Hace tres días le comentaba a Pamela, mi esposa, que le debemos un enorme tributo a Ignaz Semmelweis. “Una escultura sería lo mínimo”, dije, “incluso tenerlo en un billete para estar conscientes de sus aportaciones”.
Ignaz, el llamado “Salvador de las madres”, descubrió que la fiebre puerperal (también conocida como fiebre de parto) podía ser drásticamente disminuida con un cuidadoso lavado de las manos por parte de los doctores en las clínicas obstétricas.
Su método para probarlo se valió de la experimentación científica y su carácter demostró que uno jamás debe apegar su criterio a lo que la mayoría opine ni al consenso de los eruditos de la era, sino a la evidencia.
Un ser rebelde, de pensamiento crítico quien —como Isaac Newton, Galileo Galilei, Charles Darwin, Alfred Wegner, Baruch Spinoza, Giordano Bruno y otros considerados herejes y traidores en su tiempo— no renunció a la verdad. Al igual que ellos, puso en riesgo su reputación, su empleo, su libertad, su patrimonio y sí... hasta su vida.
Ignaz observó dos clínicas que se dedicaban exactamente a lo mismo: el Hospital General de Viena y una segunda manejada por matronas. Así descubrió que la primera tenía una tasa de mortalidad de tres a cinco veces superior. ¿La razón? Las matronas se desinfectaban las manos.
Muchos de los colegas médicos de Ignaz se sintieron ultrajados por la sugerencia de que ellos eran los responsables de la muerte de incontables madres embarazadas por no lavarse de manera adecuada las manos y proceder higiénicamente.
Sus conclusiones fueron severamente atacadas.

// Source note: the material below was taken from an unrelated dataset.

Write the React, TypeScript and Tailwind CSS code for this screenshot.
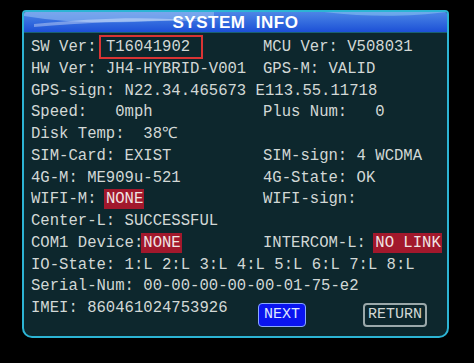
const mono = { fontFamily: "'Liberation Mono', 'DejaVu Sans Mono', monospace" };

function Row({ left, right }: { left: React.ReactNode; right?: React.ReactNode }) {
  return (
    <div className="flex h-[21.75px] items-center whitespace-pre">
      <div className="w-[232px] shrink-0">{left}</div>
      <div>{right}</div>
    </div>
  );
}

function Alert({ children }: { children: React.ReactNode }) {
  return <span className="bg-[#a2182c] text-[#f0e4e4] -ml-[2px] pl-[2px] pr-[1px] py-[1px]">{children}</span>;
}

export default function App() {
  return (
    <div className="w-[474px] h-[363px] bg-black pl-[22px] pt-[10px] overflow-hidden">
      <div className="w-[427px] h-[328px] border-2 border-[#2cb4d4] rounded-t-[4px] rounded-b-[10px] bg-[#0d272d] overflow-hidden flex flex-col">
        {/* Header */}
        <div className="relative h-[20px] shrink-0 bg-gradient-to-b from-[#4d86e6] to-[#1d4fd6] flex items-center justify-center">
          <svg className="absolute inset-0" width="423" height="20" viewBox="0 0 423 20" preserveAspectRatio="none">
            <path d="M0 4 C60 14 120 10 190 6 L190 0 L0 0 Z" fill="#9cc2f4" opacity="0.55" />
            <path d="M10 12 C70 6 120 4 180 9 C120 8 70 10 10 15 Z" fill="#ffffff" opacity="0.35" />
            <path d="M300 0 C350 6 390 4 423 0 Z" fill="#8fd0f2" opacity="0.5" />
          </svg>
          <span
            className="relative text-white font-bold text-[17px] leading-none tracking-[0.5px] whitespace-pre"
            style={{ fontFamily: "'Liberation Sans', Arial, sans-serif" }}
          >
            SYSTEM  INFO
          </span>
        </div>
        <div className="h-[1px] bg-[#2cb4d4] opacity-40 shrink-0" />

        {/* Body */}
        <div className="pl-[7px] pt-[4px] text-[15.6px] text-[#d2d8d6]" style={mono}>
          <Row
            left={
              <>
                {'SW Ver: '}
                <span className="relative">
                  T16041902
                  <span className="absolute -left-[7px] -right-[13px] -top-[3px] -bottom-[3px] border-2 border-[#d93434]" />
                </span>
              </>
            }
            right="MCU Ver: V508031"
          />
          <Row left="HW Ver: JH4-HYBRID-V001" right="GPS-M: VALID" />
          <Row left="GPS-sign: N22.34.465673 E113.55.11718" />
          <Row left="Speed:   0mph" right="Plus Num:   0" />
          <Row left="Disk Temp:  38℃" />
          <Row left="SIM-Card: EXIST" right="SIM-sign: 4 WCDMA" />
          <Row left="4G-M: ME909u-521" right="4G-State: OK" />
          <Row left={<>{'WIFI-M: '}<Alert>NONE</Alert></>} right="WIFI-sign:" />
          <Row left="Center-L: SUCCESSFUL" />
          <Row
            left={<>{'COM1 Device:'}<Alert>NONE</Alert></>}
            right={<>{'INTERCOM-L: '}<Alert>NO LINK</Alert></>}
          />
          <Row left="IO-State: 1:L 2:L 3:L 4:L 5:L 6:L 7:L 8:L" />
          <Row left="Serial-Num: 00-00-00-00-00-01-75-e2" />
          <div className="flex items-start whitespace-pre">
            <div className="w-[227px] h-[21.75px] flex items-center shrink-0">IMEI: 860461024753926</div>
            <div className="mt-[5px] w-[48px] h-[24px] rounded-[4px] border border-[#8aa8ff] bg-[#0a14f0] flex items-center justify-center text-[#dfe6ff] text-[15px]">
              NEXT
            </div>
            <div className="ml-[57px] mt-[5px] w-[64px] h-[24px] rounded-[4px] border-2 border-[#9aa8aa] flex items-center justify-center text-[15px]">
              RETURN
            </div>
          </div>
        </div>
      </div>
    </div>
  );
}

Se le acusó de inepto, conspirador e incompetente. Cada una de sus investigaciones entraban en conflicto con la opinión médica establecida y fueron rechazadas por la comunidad científica del momento. Ello le costó su trabajo, después el exilio.
Primero huyó de Viena para ejercer como profesor de obstetricia en Budapest. Posteriormente fue ingresado en un asilo donde murió a las dos semanas. Ignaz dejó de existir a la edad de 47 años —paradójicamente como consecuencia de un proceso séptico causado por una paliza que le propinaron los guardias que lo “cuidaban”.
Jamás vio los frutos de su trabajo, pero sus ideas prevalecieron después de su muerte cuando Louis Pasteur (20 años más tarde) confirmó la teoría de los gérmenes como causantes de las infecciones y Joseph Lister —siguiendo los hallazgos de Pasteur— implementó el uso de los métodos de asepsia y antisepsia en cirugía.
Ignaz nos ofreció el arma más letal para combatir este tipo de amenazas. Hoy 20 de marzo, en pleno zeitgeist del coronavirus, me dio enorme gusto que el buscador de Google le reconociera a través del “doodle del día” su marca y su presencia. Lo debemos enaltecer y, sin lugar a dudas, la mejor manera consiste en lavarnos las manos consuetudinariamente y apostando por la verdad científica... en lugar de esperar que “amuletos de la suerte” y estampitas religiosas nos protejan.